▶ _Short exercise_: Gather all lines with "this" from the records.

▶ _Stored data_:
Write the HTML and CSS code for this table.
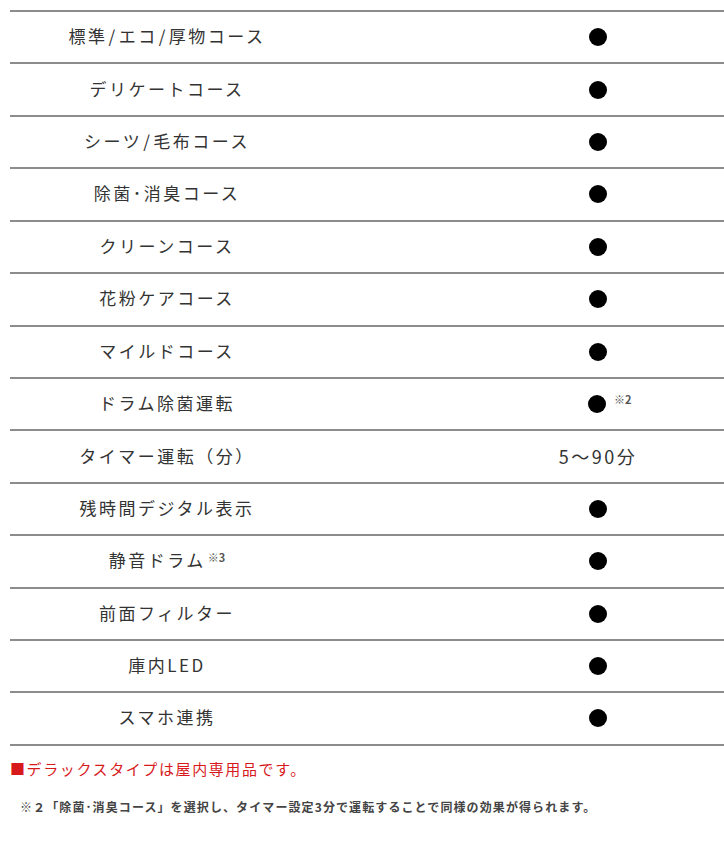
FILE: index.html
```html
<!DOCTYPE html>
<html lang="ja">
<head>
<meta charset="utf-8">
<link rel="stylesheet" href="styles.css">
</head>
<body>
<div class="page">
  <div class="spec">
    <div class="row"><div class="name">標準<span class="sl">/</span>エコ<span class="sl">/</span>厚物コース</div><div class="val"><span class="dot"></span></div></div>
    <div class="row"><div class="name">デリケートコース</div><div class="val"><span class="dot"></span></div></div>
    <div class="row"><div class="name">シーツ<span class="sl">/</span>毛布コース</div><div class="val"><span class="dot"></span></div></div>
    <div class="row"><div class="name">除菌･消臭コース</div><div class="val"><span class="dot"></span></div></div>
    <div class="row"><div class="name">クリーンコース</div><div class="val"><span class="dot"></span></div></div>
    <div class="row"><div class="name">花粉ケアコース</div><div class="val"><span class="dot"></span></div></div>
    <div class="row"><div class="name">マイルドコース</div><div class="val"><span class="dot"></span></div></div>
    <div class="row"><div class="name">ドラム除菌運転</div><div class="val"><span class="dot"></span><span class="note note-dot">※2</span></div></div>
    <div class="row"><div class="name">タイマー運転（分）</div><div class="val text">5～90分</div></div>
    <div class="row"><div class="name">残時間デジタル表示</div><div class="val"><span class="dot"></span></div></div>
    <div class="row"><div class="name">静音ドラム<span class="note">※3</span></div><div class="val"><span class="dot"></span></div></div>
    <div class="row"><div class="name">前面フィルター</div><div class="val"><span class="dot"></span></div></div>
    <div class="row"><div class="name">庫内LED</div><div class="val"><span class="dot"></span></div></div>
    <div class="row last"><div class="name">スマホ連携</div><div class="val"><span class="dot"></span></div></div>
  </div>
  <p class="red">■デラックスタイプは屋内専用品です。</p>
  <p class="foot">※２「除菌･消臭コース」を選択し、タイマー設定3分で運転することで同様の効果が得られます。</p>
</div>
</body>
</html>
```
FILE: styles.css
```css
html, body {
  margin: 0;
  padding: 0;
  background: #fff;
  overflow: hidden;
}
body {
  font-family: "Noto Sans CJK JP", "Noto Sans", sans-serif;
  color: #333;
}
.page {
  padding: 10px 0 0 10px;
  width: 714px;
  overflow: hidden;
}
.spec {
  width: 862px;
}
.row {
  display: grid;
  grid-template-columns: 314px 548px;
  height: 52.43px;
  box-sizing: border-box;
  border-top: 2px solid #8c8c8c;
  align-items: center;
}
.row.last {
  border-bottom: 2px solid #8c8c8c;
  height: 54.43px;
  padding-bottom: 2px;
}
.name {
  text-align: center;
  font-size: 17px;
  letter-spacing: 2.5px;
  line-height: 1;
  margin-top: -3px;
}
.sl {
  margin: 0 1px;
}
.val {
  display: flex;
  justify-content: center;
  align-items: center;
  font-size: 18px;
  letter-spacing: 2px;
}
.dot {
  width: 18px;
  height: 18px;
  border-radius: 50%;
  background: #000;
  display: block;
}
.note {
  font-size: 11px;
  letter-spacing: 0;
  vertical-align: 5px;
  margin-left: 2px;
  font-weight: bold;
  color: #555;
}
.note-dot {
  position: relative;
  width: 0;
  left: 6px;
  top: -5px;
  white-space: nowrap;
}
.val.text {
  font-size: 18px;
  letter-spacing: 2.5px;
  margin-top: -2px;
}
.red {
  margin: 13px 0 0 0;
  color: #d7191c;
  font-size: 15px;
  letter-spacing: 1.6px;
  line-height: 20px;
}
.foot {
  margin: 20px 0 0 10px;
  font-size: 12px;
  font-weight: bold;
  letter-spacing: 1.1px;
  line-height: 16px;
  color: #444;
}
```
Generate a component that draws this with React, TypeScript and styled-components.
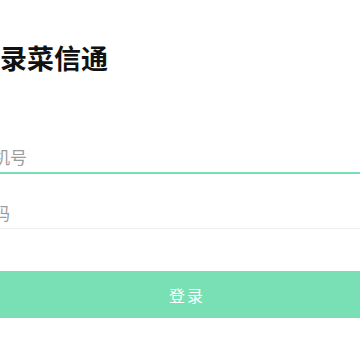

▶ _The response_:
Write the HTML and CSS code for this table.
Generate a component that draws this with React, TypeScript and styled-components.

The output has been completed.